LAST week's decision to increase the daily quota of migrants from China will do little to reunite many of the families who should benefit, say spouses waiting to join their partners in Hong Kong.
They say their future remains in the hands of corrupt mainland officials, who allow those who can pay big bribes to jump the queue.
Hong Kong authorities are being pressed to fight for a say in the allocation of quotas to ensure impartiality.
From July 1, Hong Kong is increasing the daily quota of one-way permits from 105 to 150, with 15 extra places going to spouses separated from their Hong Kong partners for more than 10 years, and 30 for children who, under the Basic Law, will have the right of abode in the territory after 1997.

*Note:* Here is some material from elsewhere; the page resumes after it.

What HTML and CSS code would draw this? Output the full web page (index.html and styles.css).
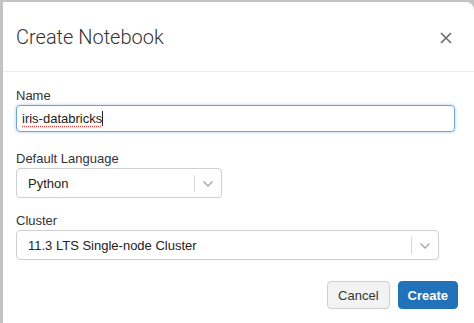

Half an hour's drive from the Lowu border crossing, a village in Shenzhen is temporary home to many women and children waiting to be reunited with husbands and fathers in Hong Kong.
Many four-storey apartments in Dongxin Ridge have been either bought or rented by Hong Kong men for their separated families. Every day, dozens of men cross the border to see them and take them food and other necessities.
One 32-year-old woman, married to Hong Kong man Tse Man-fai, 48, said: 'No matter how many times the Hong Kong Government announces an increase in quotas, we do not benefit from it.' She has sought a one-way permit from the Public Security Bureau in her hometown of Huidong about 10 times in the past eight years, but has always been turned away with the same answer: 'There are many people waiting to go to Hong Kong. You had better try next time. We have no application forms available.' Three years ago, Mrs Tse tried to send her son, then aged five, to Hong Kong.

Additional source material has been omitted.